3. Name some limitations of virtual environments when used for forensics.

Answer: Virtual environments are often considerably different from the original computer image, which limits the admissibility in court of evidence gathered (or at the very least makes it subject to challenges by opposing counsel). In addition, some of the installed software products may refuse to start, installed services may not work, and the computer itself might not boot.

4. How can you verify that in imaging the source media, the original media is unchanged?

Answer: Verification is done by Secure Hash Algorithm (SHA-1) and SHA-2, CRC, or MD5 confirmation. These methods ensure that the copy procedure did not corrupt the original data.

5. Name a tool that can be used to image the data in the memory of a cell phone.

Answer: Several tools are available to image data in the memory of cell phones, such as Device Seizure from Paraben, Palm dd (pdd) (for Palm OS), BitPim (for use with CDMA phones), Oxygen Forensic Suite 2010 (for use with cell phones, smartphones, and PDAs), Mobilyze (for use with iPhones, iPod Touch, and iPad devices), and Zdziarski’s Forensics Guide for the iPhone.

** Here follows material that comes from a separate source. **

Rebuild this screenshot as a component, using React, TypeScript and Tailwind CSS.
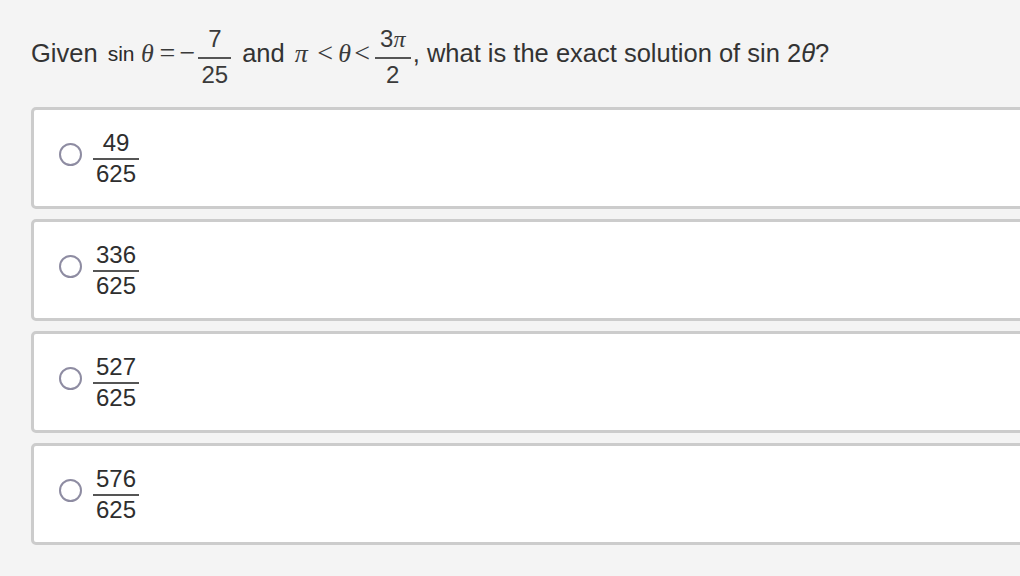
import type { ReactNode } from 'react'

const sans = { fontFamily: '"Liberation Sans", Arial, sans-serif' }
const serif = { fontFamily: '"Liberation Serif", "Times New Roman", serif' }

interface FracProps {
  num: ReactNode
  den: ReactNode
  className?: string
  numClass?: string
  denClass?: string
}

function Frac({ num, den, className = '', numClass = '', denClass = '' }: FracProps) {
  return (
    <span className={`inline-flex flex-col items-center text-[24px] leading-[24px] ${className}`} style={sans}>
      <span className={`px-[3px] ${numClass}`}>{num}</span>
      <span className="block h-[2px] w-full bg-[#555]" />
      <span className={`px-[3px] ${denClass}`}>{den}</span>
    </span>
  )
}

// math glyph box, centred so the glyph sits where the reference has it
function M({ children, className = '' }: { children: ReactNode; className?: string }) {
  return (
    <span className={`inline-flex justify-center text-[#3a3a3a] ${className}`} style={serif}>
      {children}
    </span>
  )
}

const letter = 'pb-[7px] text-[26px] leading-[26px] italic'
const op = 'pb-[9px] text-[28px] leading-[28px]'

const answers = [
  { num: '49', den: '625' },
  { num: '336', den: '625' },
  { num: '527', den: '625' },
  { num: '576', den: '625' },
]

export default function App() {
  return (
    <div className="w-screen h-screen overflow-hidden bg-[#f4f4f4] text-[#333]" style={sans}>
      {/* question */}
      <div className="flex items-center pt-[27px] pl-[31px] whitespace-nowrap">
        <span className="pb-[7px] text-[25.5px] leading-[25px]">Given</span>
        <span className="ml-[10px] pb-[7px] text-[21px] leading-[25px] text-[#2a2a2a]">sin</span>
        <M className={`ml-[4px] w-[18px] ${letter}`}>θ</M>
        <M className={`ml-[3px] w-[16px] ${op}`}>=</M>
        <M className={`ml-[4px] w-[16px] ${op}`}>−</M>
        <Frac num="7" den="25" className="ml-[3px] text-[#3a3a3a]" numClass="mb-[6px]" denClass="mt-[4px]" />
        <span className="ml-[11px] pb-[7px] text-[25.5px] leading-[25px]">and</span>
        <M className={`ml-[8px] w-[17px] ${letter}`}>π</M>
        <M className={`ml-[7px] w-[17px] ${op}`}>&lt;</M>
        <M className={`ml-[2px] w-[18px] ${letter}`}>θ</M>
        <M className={`w-[17px] ${op}`}>&lt;</M>
        <Frac
          num={
            <>
              3<span className="italic" style={serif}>π</span>
            </>
          }
          den="2"
          className="ml-[4px] w-[36px] text-[#3a3a3a]"
          numClass="mb-[6px]"
          denClass="mt-[4px]"
        />
        <span className="ml-[2px] pb-[7px] text-[25.5px] leading-[25px]">
          , what is the exact solution of sin 2<i>θ</i>?
        </span>
      </div>

      {/* choices */}
      <div className="mt-[20px] pl-[31px] flex flex-col gap-[10px]">
        {answers.map((a) => (
          <div
            key={a.num}
            className="w-[1010px] h-[102px] shrink-0 flex items-center pl-[25px] bg-white border-[3px] border-[#cccccc] rounded-[5px]"
          >
            <span className="mb-[7px] w-[23px] h-[23px] rounded-full border-[2.5px] border-[#8e8ca2] bg-white" />
            <Frac num={a.num} den={a.den} className="ml-[11px] text-[#2e2e2e]" numClass="mb-[3px]" denClass="mt-[2px]" />
          </div>
        ))}
      </div>
    </div>
  )
}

6. What does the Netstat utility do?

Answer: Netstat displays the active computer connections. This information provides the investigator with a list of what protocols are running and what ports are open.

7. When collecting evidence, which do you want to extract first: the information in memory or on the hard drive?

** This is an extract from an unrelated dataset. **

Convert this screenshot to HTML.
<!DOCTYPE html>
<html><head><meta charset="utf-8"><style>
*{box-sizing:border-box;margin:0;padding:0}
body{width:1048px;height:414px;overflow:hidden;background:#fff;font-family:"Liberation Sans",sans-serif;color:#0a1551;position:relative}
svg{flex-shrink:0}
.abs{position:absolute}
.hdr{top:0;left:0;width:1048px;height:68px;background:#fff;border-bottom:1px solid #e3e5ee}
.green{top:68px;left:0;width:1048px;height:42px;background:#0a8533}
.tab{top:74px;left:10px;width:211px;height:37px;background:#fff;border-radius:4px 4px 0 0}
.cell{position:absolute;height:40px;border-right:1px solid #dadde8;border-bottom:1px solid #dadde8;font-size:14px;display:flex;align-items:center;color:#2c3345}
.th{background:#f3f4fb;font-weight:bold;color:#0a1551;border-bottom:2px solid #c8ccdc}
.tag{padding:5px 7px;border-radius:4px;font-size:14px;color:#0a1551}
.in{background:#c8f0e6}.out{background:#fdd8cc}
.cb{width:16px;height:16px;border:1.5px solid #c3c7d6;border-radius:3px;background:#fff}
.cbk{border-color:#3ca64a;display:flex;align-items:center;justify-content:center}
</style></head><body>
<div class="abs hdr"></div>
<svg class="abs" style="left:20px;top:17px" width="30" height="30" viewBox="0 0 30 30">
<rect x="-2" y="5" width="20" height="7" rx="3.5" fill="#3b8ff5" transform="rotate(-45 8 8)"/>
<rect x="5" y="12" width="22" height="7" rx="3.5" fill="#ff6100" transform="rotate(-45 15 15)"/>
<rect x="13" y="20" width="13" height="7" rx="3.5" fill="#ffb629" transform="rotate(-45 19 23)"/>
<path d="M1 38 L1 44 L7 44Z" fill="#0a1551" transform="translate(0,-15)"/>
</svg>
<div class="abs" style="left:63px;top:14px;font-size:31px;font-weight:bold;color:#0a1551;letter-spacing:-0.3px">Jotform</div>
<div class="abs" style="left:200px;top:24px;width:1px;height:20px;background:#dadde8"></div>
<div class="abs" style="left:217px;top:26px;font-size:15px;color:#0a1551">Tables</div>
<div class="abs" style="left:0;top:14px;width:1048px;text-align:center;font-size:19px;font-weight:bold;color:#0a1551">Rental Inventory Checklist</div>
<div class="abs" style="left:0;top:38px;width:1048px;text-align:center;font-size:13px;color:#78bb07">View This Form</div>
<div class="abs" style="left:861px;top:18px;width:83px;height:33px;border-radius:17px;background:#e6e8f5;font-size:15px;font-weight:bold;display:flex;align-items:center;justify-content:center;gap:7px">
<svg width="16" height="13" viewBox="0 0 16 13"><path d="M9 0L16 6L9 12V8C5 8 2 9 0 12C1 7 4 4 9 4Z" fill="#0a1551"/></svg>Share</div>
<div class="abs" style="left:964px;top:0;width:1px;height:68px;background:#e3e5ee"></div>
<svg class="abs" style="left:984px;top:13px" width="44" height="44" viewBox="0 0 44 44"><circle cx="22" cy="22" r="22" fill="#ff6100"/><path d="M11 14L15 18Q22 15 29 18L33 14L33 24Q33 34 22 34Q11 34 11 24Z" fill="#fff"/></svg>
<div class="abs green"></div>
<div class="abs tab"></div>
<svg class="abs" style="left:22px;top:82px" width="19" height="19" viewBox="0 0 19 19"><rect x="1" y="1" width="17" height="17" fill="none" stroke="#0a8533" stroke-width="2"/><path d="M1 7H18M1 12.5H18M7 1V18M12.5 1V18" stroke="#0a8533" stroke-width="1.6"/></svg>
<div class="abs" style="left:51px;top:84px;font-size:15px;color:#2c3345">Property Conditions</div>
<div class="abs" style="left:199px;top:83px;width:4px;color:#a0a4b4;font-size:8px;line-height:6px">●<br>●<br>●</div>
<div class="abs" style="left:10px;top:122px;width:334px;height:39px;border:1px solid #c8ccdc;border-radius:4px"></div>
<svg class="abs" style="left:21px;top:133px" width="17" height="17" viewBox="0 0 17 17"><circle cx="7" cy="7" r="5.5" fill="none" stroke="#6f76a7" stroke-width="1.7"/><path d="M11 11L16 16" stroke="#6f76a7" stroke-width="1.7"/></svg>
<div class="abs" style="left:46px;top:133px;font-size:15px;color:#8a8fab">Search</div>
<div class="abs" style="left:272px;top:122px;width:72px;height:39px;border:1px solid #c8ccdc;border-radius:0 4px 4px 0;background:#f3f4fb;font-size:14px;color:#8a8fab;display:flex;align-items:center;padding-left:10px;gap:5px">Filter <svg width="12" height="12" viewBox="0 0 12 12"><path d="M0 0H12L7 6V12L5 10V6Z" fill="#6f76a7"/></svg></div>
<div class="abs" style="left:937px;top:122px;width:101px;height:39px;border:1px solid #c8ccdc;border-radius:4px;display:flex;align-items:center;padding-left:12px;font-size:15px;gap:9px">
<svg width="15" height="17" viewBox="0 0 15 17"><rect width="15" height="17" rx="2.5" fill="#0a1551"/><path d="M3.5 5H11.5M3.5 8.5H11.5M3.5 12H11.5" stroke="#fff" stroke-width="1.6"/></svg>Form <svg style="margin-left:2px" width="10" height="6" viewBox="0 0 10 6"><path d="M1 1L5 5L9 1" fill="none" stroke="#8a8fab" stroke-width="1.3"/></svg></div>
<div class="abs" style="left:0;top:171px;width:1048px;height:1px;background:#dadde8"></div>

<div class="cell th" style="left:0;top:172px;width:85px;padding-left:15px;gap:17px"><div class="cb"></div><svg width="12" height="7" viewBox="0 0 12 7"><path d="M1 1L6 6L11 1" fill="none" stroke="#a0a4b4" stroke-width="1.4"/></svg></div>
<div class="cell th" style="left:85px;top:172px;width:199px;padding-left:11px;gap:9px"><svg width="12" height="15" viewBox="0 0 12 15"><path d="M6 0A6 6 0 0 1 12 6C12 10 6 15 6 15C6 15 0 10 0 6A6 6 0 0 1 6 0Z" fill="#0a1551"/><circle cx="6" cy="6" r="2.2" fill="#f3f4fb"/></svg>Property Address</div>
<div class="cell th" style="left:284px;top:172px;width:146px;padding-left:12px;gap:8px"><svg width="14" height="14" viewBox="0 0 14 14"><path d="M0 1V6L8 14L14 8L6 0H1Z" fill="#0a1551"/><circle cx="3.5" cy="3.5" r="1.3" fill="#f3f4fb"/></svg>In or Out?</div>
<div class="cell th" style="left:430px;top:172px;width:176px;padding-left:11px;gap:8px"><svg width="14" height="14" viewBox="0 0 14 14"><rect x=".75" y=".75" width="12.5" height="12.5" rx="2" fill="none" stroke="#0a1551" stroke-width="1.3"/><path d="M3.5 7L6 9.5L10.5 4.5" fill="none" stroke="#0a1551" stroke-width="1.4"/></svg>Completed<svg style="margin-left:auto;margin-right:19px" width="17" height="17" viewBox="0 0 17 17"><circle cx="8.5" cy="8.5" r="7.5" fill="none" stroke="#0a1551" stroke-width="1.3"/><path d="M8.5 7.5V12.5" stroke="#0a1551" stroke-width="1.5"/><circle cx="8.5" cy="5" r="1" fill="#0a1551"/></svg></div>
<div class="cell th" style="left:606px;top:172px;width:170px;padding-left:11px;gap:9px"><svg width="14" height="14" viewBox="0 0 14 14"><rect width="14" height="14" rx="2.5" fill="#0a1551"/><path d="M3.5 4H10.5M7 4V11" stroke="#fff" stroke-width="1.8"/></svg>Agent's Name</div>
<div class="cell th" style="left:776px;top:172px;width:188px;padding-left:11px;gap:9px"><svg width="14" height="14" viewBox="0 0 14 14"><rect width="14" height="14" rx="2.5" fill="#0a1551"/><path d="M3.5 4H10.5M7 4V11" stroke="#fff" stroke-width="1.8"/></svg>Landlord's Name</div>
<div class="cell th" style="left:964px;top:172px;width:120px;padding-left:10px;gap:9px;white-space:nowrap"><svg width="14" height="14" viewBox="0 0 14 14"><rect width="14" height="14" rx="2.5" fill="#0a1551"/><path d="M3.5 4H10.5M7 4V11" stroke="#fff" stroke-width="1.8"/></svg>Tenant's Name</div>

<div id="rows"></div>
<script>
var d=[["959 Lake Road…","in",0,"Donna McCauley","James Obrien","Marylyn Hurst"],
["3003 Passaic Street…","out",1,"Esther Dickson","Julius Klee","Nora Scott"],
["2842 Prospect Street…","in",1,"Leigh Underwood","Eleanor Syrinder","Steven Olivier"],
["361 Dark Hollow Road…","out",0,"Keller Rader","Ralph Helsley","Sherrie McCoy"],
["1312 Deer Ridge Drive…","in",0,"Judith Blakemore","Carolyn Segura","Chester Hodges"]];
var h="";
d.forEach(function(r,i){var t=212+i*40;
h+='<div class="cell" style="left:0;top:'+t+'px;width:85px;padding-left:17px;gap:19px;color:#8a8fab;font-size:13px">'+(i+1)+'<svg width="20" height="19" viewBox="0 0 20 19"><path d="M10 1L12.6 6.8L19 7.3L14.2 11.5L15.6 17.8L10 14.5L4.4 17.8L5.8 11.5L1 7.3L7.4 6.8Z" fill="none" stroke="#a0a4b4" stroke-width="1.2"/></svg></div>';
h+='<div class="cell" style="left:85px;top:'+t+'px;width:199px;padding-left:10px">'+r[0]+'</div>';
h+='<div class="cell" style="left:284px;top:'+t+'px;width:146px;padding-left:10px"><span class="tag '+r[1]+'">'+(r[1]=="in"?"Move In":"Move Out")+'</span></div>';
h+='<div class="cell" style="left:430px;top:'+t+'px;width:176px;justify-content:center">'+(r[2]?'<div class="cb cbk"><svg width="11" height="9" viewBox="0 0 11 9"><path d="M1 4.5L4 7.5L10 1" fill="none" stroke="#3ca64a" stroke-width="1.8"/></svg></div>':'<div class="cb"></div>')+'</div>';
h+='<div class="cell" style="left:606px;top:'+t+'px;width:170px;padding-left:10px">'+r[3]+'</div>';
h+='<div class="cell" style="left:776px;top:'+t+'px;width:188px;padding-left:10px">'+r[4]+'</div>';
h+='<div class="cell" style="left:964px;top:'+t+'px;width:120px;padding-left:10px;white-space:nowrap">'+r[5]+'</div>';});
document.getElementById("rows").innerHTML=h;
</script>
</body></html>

Answer: You should collect evidence on a system beginning with the more volatile and proceeding to the less volatile; therefore, memory data should be collected before hard drive data.

8. Why can choosing the method used to shut down a suspect computer be a difficult decision to make?

Answer: If you disconnect the power cord, you risk losing data, especially on UNIX computers. If you shut down the computer through the normal shutdown method, you risk running destructive programs that will delete data upon shutdown.

9. If you need to boot a suspect computer to make an image copy, how should you do it?

Answer: You should boot from a controlled boot disk and then create a bit stream of the hard disk using a disk-imaging utility.

10. Name three programs or utilities that can be used to collect forensic images.

Answer: EnCase, Access Data’s Forensic Toolkit (FTK), Technology Pathways’ ProDiscover Incident Response (IR), X-Ways Forensics (XWF), the dd utility, WinHex, Grave-Robber, and Incident Response Collection Report (IRCR).